Aim -
Return all of the data exactly as written, without the pictures.

# # # #

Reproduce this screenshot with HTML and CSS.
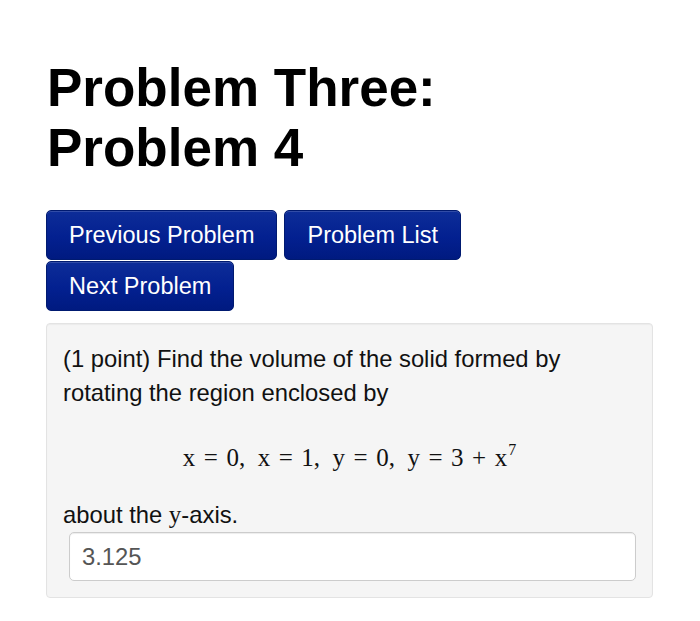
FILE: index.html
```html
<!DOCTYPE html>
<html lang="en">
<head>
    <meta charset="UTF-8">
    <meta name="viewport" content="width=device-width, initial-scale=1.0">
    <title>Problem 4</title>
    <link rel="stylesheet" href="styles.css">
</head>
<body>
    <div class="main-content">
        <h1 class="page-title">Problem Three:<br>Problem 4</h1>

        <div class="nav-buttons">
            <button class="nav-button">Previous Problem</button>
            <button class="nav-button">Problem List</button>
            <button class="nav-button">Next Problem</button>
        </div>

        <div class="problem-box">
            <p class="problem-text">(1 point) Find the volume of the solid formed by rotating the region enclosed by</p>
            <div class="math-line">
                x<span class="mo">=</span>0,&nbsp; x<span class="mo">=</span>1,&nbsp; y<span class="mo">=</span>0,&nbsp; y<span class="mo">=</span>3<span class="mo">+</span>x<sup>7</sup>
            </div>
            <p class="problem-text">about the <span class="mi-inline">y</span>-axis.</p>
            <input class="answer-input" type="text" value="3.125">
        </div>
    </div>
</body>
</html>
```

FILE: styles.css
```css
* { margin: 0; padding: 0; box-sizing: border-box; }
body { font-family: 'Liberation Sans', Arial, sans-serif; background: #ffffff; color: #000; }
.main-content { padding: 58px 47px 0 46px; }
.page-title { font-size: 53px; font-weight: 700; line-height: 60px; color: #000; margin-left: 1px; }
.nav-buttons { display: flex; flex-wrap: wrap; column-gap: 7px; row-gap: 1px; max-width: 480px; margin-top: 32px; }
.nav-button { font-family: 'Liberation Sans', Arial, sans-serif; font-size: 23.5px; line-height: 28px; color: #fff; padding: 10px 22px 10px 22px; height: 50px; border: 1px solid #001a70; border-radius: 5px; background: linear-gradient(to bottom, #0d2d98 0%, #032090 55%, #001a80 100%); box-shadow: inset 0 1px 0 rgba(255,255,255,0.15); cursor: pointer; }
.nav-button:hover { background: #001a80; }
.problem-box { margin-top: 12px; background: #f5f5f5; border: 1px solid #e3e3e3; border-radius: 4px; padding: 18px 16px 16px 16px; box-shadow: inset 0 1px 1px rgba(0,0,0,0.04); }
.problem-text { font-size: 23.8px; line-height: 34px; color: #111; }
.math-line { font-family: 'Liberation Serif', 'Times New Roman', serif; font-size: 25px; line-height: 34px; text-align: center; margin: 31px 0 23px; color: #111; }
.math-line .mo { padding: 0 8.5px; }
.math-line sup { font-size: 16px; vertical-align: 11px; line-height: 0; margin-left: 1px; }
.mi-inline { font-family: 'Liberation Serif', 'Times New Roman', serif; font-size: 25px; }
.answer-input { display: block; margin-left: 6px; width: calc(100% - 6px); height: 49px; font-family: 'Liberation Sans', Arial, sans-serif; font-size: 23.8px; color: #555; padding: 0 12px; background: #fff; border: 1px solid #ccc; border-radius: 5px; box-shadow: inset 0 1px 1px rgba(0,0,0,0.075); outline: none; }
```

# # # #

Expected output -
Reproduce this screenshot with HTML and CSS.
FILE: index.html
```html
<!DOCTYPE html>
<html lang="en">
<head>
    <meta charset="UTF-8">
    <meta name="viewport" content="width=device-width, initial-scale=1.0">
    <title>Problem 4</title>
    <link rel="stylesheet" href="styles.css">
</head>
<body>
    <div class="main-content">
        <h1 class="page-title">Problem Three:<br>Problem 4</h1>

        <div class="nav-buttons">
            <button class="nav-button">Previous Problem</button>
            <button class="nav-button">Problem List</button>
            <button class="nav-button">Next Problem</button>
        </div>

        <div class="problem-box">
            <p class="problem-text">(1 point) Find the volume of the solid formed by rotating the region enclosed by</p>
            <div class="math-line">
                x<span class="mo">=</span>0,&nbsp; x<span class="mo">=</span>1,&nbsp; y<span class="mo">=</span>0,&nbsp; y<span class="mo">=</span>3<span class="mo">+</span>x<sup>7</sup>
            </div>
            <p class="problem-text">about the <span class="mi-inline">y</span>-axis.</p>
            <input class="answer-input" type="text" value="3.125">
        </div>
    </div>
</body>
</html>
```

FILE: styles.css
```css
* { margin: 0; padding: 0; box-sizing: border-box; }
body { font-family: 'Liberation Sans', Arial, sans-serif; background: #ffffff; color: #000; }
.main-content { padding: 58px 47px 0 46px; }
.page-title { font-size: 53px; font-weight: 700; line-height: 60px; color: #000; margin-left: 1px; }
.nav-buttons { display: flex; flex-wrap: wrap; column-gap: 7px; row-gap: 1px; max-width: 480px; margin-top: 32px; }
.nav-button { font-family: 'Liberation Sans', Arial, sans-serif; font-size: 23.5px; line-height: 28px; color: #fff; padding: 10px 22px 10px 22px; height: 50px; border: 1px solid #001a70; border-radius: 5px; background: linear-gradient(to bottom, #0d2d98 0%, #032090 55%, #001a80 100%); box-shadow: inset 0 1px 0 rgba(255,255,255,0.15); cursor: pointer; }
.nav-button:hover { background: #001a80; }
.problem-box { margin-top: 12px; background: #f5f5f5; border: 1px solid #e3e3e3; border-radius: 4px; padding: 18px 16px 16px 16px; box-shadow: inset 0 1px 1px rgba(0,0,0,0.04); }
.problem-text { font-size: 23.8px; line-height: 34px; color: #111; }
.math-line { font-family: 'Liberation Serif', 'Times New Roman', serif; font-size: 25px; line-height: 34px; text-align: center; margin: 31px 0 23px; color: #111; }
.math-line .mo { padding: 0 8.5px; }
.math-line sup { font-size: 16px; vertical-align: 11px; line-height: 0; margin-left: 1px; }
.mi-inline { font-family: 'Liberation Serif', 'Times New Roman', serif; font-size: 25px; }
.answer-input { display: block; margin-left: 6px; width: calc(100% - 6px); height: 49px; font-family: 'Liberation Sans', Arial, sans-serif; font-size: 23.8px; color: #555; padding: 0 12px; background: #fff; border: 1px solid #ccc; border-radius: 5px; box-shadow: inset 0 1px 1px rgba(0,0,0,0.075); outline: none; }
```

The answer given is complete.